Rev. Nemoto recounts, “I listened to the very concerned words of the participants. Afterwards, we prayed for the recovery of the suicidal, and chanted the chants of each sect for 30 seconds each. For everyone it was a moving to feel together the connection to the suicide problem.”
Transcript of Rev. Nemoto’s e-mail correspondence with the suicidal Ms. A
10:24 pm, April 30, 2006
Rev. Nemoto: “Please tell me concretely why, even though someone listens to you, you cannot explain in words so that they can understand when the only thing you feel is that “it’s hard to live”?
Ms. A: I can’t come out with the right words ….[skip]…. I wonder why it’s difficult to live. But it’s just that way that I can’t live. This energy is very strong. I have no hopes. I feel empty. I feel burdened. That kind of feeling. Even looking at society, I see no salvation, just killing each other and cheating each other. There’s just the burden of living. I’m tired. It would be enjoyable to sleep and die.
12:12 am May 2nd
Rev. Nemoto: Please tell me concretely what’s the number one thing that recently gets you down?
Ms. A: The depression is really harsh, so I’ve taken a break from work. As it’s been 3 years since I started, I don’t care so much. Yeah, it seems the depression, and no understanding comes. It’s Integration Dysfunction Syndrome, something like that I can’t say. ….[skip]…. Petty things like the suicide of the housewife of the architect connected to the falsifying of earthquake proof buildings, a brush with the rejected entrance into a university of a child of the founder of Aum Shinri-kyo. There’s no vitality left.
Rev. Nemoto: From various things, like humans, living things, the sun, water, we receive power by which we grow. In the end, it’s all ashes. In this way, I think there’s some obligation to return the favor. Completely. …[skip]
Ms. A: Does that mean returning the favor without dying?
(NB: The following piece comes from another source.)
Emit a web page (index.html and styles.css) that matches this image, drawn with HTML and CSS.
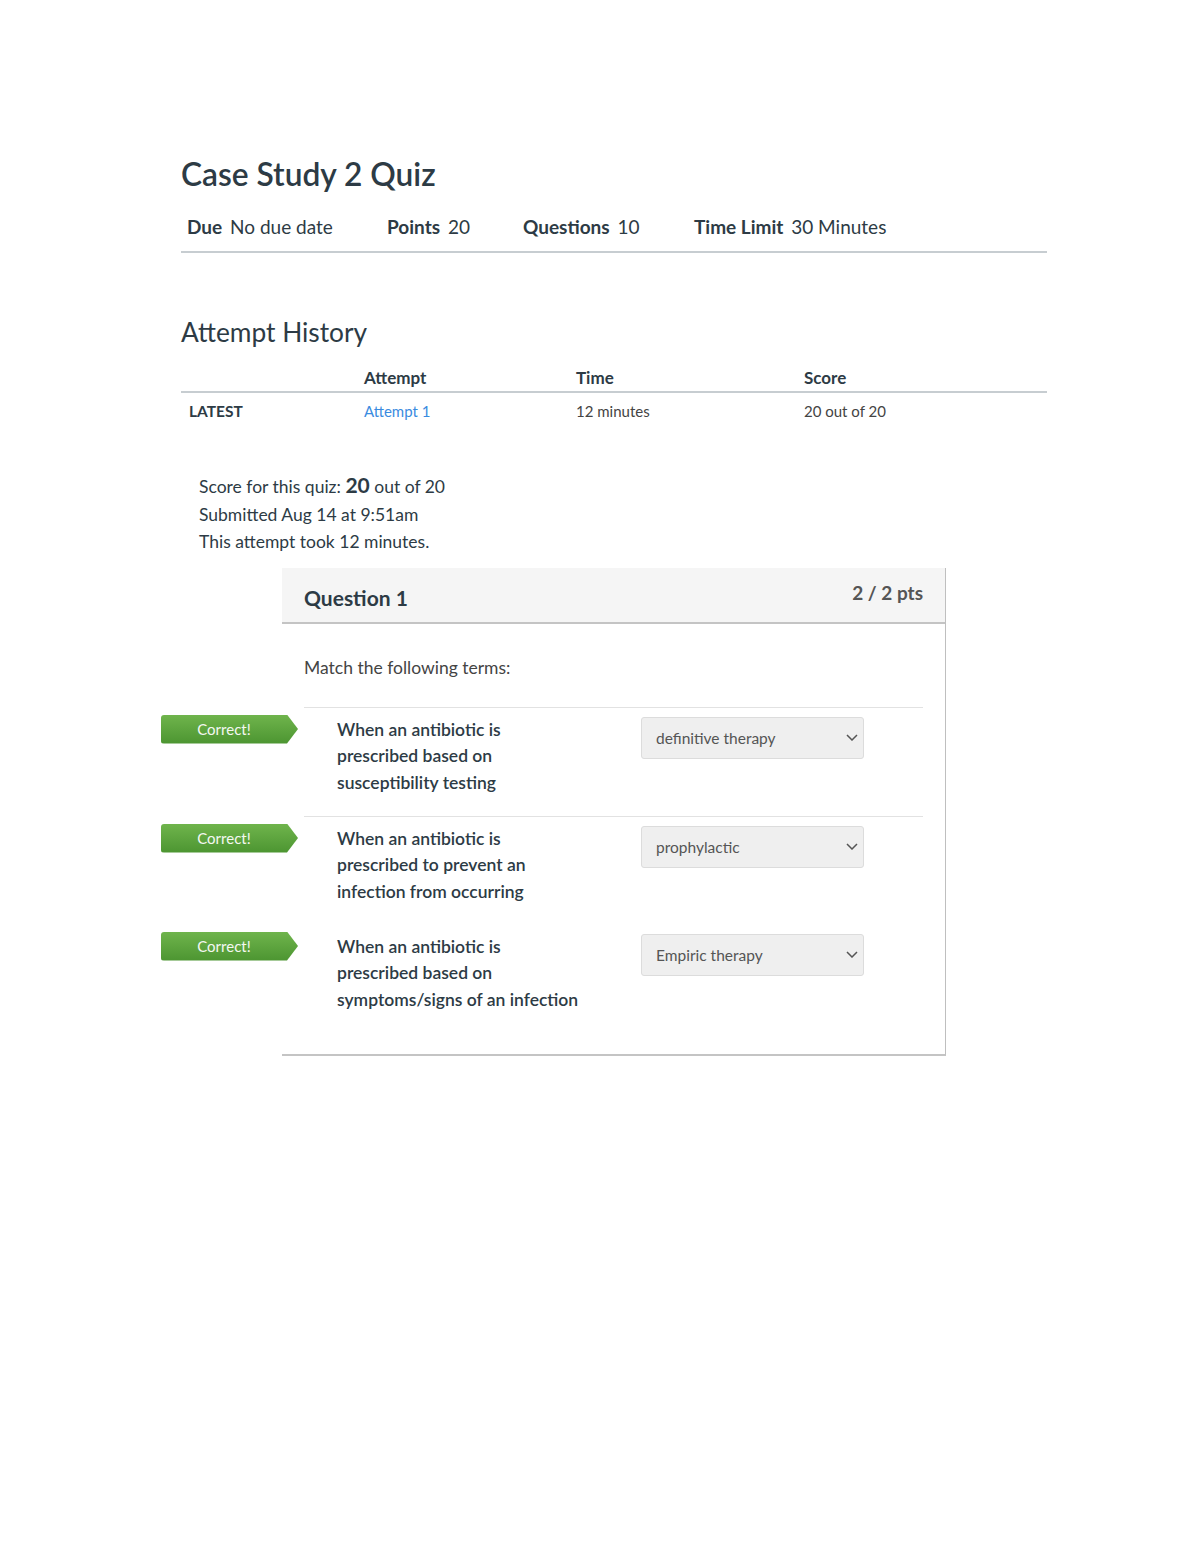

It seems it’s not possible (laughter). On the contrary, it’s more like revenge (laughter). But based on that idea, it’s better to go ahead and die for society (laughter).
8:34 pm May 16
Rev. Nemoto: Can you tell me about your family?
Ms. A: “Mother and child”. My mother would say, ‘Your younger brother is cuter than you.’ Gradually 10 years later, I left home. The husband, worked, as a realtor. My connection to him was (laughter) … I don’t know. Friends? It seems no one could understand me and my deal. They don’t know anything about what I do on the internet. It seems they don’t want to know.
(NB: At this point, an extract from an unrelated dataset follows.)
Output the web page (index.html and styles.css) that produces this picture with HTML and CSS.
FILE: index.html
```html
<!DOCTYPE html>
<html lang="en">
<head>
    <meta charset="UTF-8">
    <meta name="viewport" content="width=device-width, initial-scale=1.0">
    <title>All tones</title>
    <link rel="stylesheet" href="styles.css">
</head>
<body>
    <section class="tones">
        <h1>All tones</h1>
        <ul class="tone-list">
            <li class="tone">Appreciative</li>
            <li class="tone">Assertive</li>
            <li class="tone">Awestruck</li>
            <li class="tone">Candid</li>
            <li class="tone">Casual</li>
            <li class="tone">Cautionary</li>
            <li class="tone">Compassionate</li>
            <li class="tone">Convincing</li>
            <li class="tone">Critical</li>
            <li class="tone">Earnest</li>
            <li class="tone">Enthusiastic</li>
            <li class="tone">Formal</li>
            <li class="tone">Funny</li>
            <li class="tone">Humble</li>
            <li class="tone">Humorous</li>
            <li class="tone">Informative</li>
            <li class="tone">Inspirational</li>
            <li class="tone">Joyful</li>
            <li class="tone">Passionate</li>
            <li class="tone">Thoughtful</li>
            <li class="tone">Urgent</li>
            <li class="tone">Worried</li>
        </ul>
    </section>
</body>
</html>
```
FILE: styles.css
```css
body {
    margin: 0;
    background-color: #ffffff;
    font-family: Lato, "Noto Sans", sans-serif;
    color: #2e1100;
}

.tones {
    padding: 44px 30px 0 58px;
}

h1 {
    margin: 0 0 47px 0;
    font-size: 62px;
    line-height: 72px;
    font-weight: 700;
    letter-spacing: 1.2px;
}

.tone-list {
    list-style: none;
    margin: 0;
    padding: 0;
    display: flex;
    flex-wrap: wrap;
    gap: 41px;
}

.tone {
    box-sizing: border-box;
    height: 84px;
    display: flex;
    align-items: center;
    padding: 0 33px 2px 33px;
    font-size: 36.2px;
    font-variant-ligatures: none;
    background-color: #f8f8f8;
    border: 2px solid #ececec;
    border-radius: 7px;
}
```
Two days after on May 18, Ms. A attempted suicide by taking a large dosage of prescription medicine but fortunately she was saved from the brink of death..
CONCLUSION
Truthfully, many young priests are deeply concerned about the suicide problem and there is not a small number of people who are not connected to it. We have shown that right now out in the field many priests are offering proposals. Assistant Abbots who have time should make a network in order to grapple with this problem.
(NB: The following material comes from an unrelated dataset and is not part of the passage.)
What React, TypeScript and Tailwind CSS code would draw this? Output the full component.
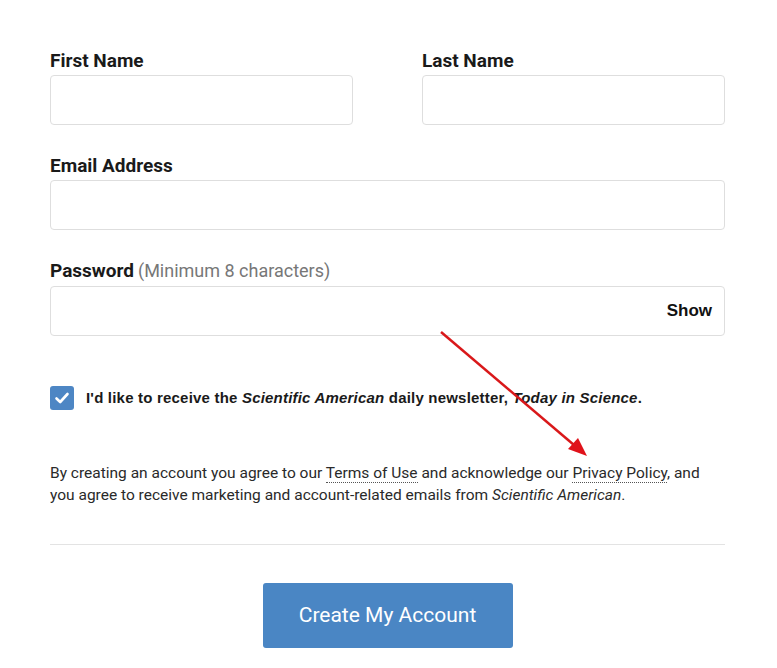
import { useState } from 'react';

export default function App() {
  const [checked, setChecked] = useState(true);

  return (
    <div className="relative w-[777px] h-[668px] bg-white overflow-hidden font-['Roboto',_'Liberation_Sans',_sans-serif] text-[#222]">
      <form className="flex flex-col pl-[50px] pr-[52px] pt-[48px]" onSubmit={e => e.preventDefault()}>
        {/* Name row */}
        <div className="flex gap-[69px]">
          <label className="flex flex-col w-[304px]">
            <span className="text-[19px] font-bold leading-[26px] mb-[1px] text-[#1a1a1a]">First Name</span>
            <input className="h-[50px] rounded-[4px] border border-[#dedede] px-3 outline-none" />
          </label>
          <label className="flex flex-col w-[304px]">
            <span className="text-[19px] font-bold leading-[26px] mb-[1px] text-[#1a1a1a]">Last Name</span>
            <input className="h-[50px] rounded-[4px] border border-[#dedede] px-3 outline-none" />
          </label>
        </div>

        {/* Email */}
        <label className="flex flex-col mt-[28px]">
          <span className="text-[19px] font-bold leading-[26px] mb-[1px] text-[#1a1a1a]">Email Address</span>
          <input className="h-[50px] rounded-[4px] border border-[#dedede] px-3 outline-none" />
        </label>

        {/* Password */}
        <label className="flex flex-col mt-[28px]">
          <span className="leading-[26px] mb-[1px]">
            <span className="text-[19px] font-bold text-[#1a1a1a]">Password</span>{' '}
            <span className="text-[18px] text-[#777]">(Minimum 8 characters)</span>
          </span>
          <div className="flex items-center h-[50px] rounded-[4px] border border-[#dedede] pl-3 pr-[12px]">
            <input type="password" className="flex-1 h-full outline-none" />
            <span className="text-[17px] font-bold text-[#111] font-['Liberation_Sans',_Arial,_sans-serif]">Show</span>
          </div>
        </label>

        {/* Newsletter */}
        <label className="flex items-center gap-[12px] mt-[50px] cursor-pointer">
          <button
            type="button"
            onClick={() => setChecked(c => !c)}
            className={`w-[24px] h-[24px] rounded-[3px] flex items-center justify-center ${checked ? 'bg-[#4d86c4]' : 'bg-white border border-[#aaa]'}`}
          >
            {checked && (
              <svg width="16" height="16" viewBox="0 0 16 16" fill="none">
                <path d="M2.5 8.5 L6.2 12 L13.5 4" stroke="white" strokeWidth="2.6" strokeLinecap="round" strokeLinejoin="round" />
              </svg>
            )}
          </button>
          <span className="text-[15px] font-bold text-[#1a1a1a] tracking-[0.2px] font-['Liberation_Sans',_Arial,_sans-serif]">
            I'd like to receive the <em>Scientific American</em> daily newsletter, <em>Today in Science</em>.
          </span>
        </label>

        {/* Terms */}
        <p className="mt-[52px] text-[15.5px] leading-[22px] text-[#2a2a2a]">
          By creating an account you agree to our{' '}
          <a className="border-b border-dotted border-[#555]">Terms of Use</a> and acknowledge our{' '}
          <a className="border-b border-dotted border-[#555]">Privacy Policy</a>, and<br />
          you agree to receive marketing and account-related emails from <em>Scientific American</em>.
        </p>

        <div className="mt-[38px] border-t border-[#e3e3e3]" />

        <div className="flex justify-center mt-[38px]">
          <button
            type="submit"
            className="w-[250px] h-[65px] rounded-[3px] bg-[#4a86c4] text-white text-[21px]"
          >
            Create My Account
          </button>
        </div>
      </form>

      {/* Red annotation arrow */}
      <svg className="absolute left-0 top-0 pointer-events-none" width="777" height="668">
        <line x1="441" y1="332" x2="574" y2="445" stroke="#d9181a" strokeWidth="2.5" />
        <polygon points="587,456 568,449 578,438" fill="#e0121a" />
      </svg>
    </div>
  );
}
For example, there should be sharing of information of the lists of the houses of lay followers from each temple where old people live in solitude and people who are worrisome so that priests who have time can make regular rounds to visit them. Buddhists should listen carefully to proposals and effective measures against suicide which they can perform.
In these last two issues we have introduced 7 priests with a connection to the suicide problem. It seems we have run out of Buddhists who know how to perceive the suffering of others who think, “I want to die”. People like this stay in a temple waiting to be asked for help. On the other hand, monks and nuns should go out in society and try to stop the suffering of people who have anxiety. The thing needed is the determination to keep getting together with people who need counseling. These 7 monks embody this way.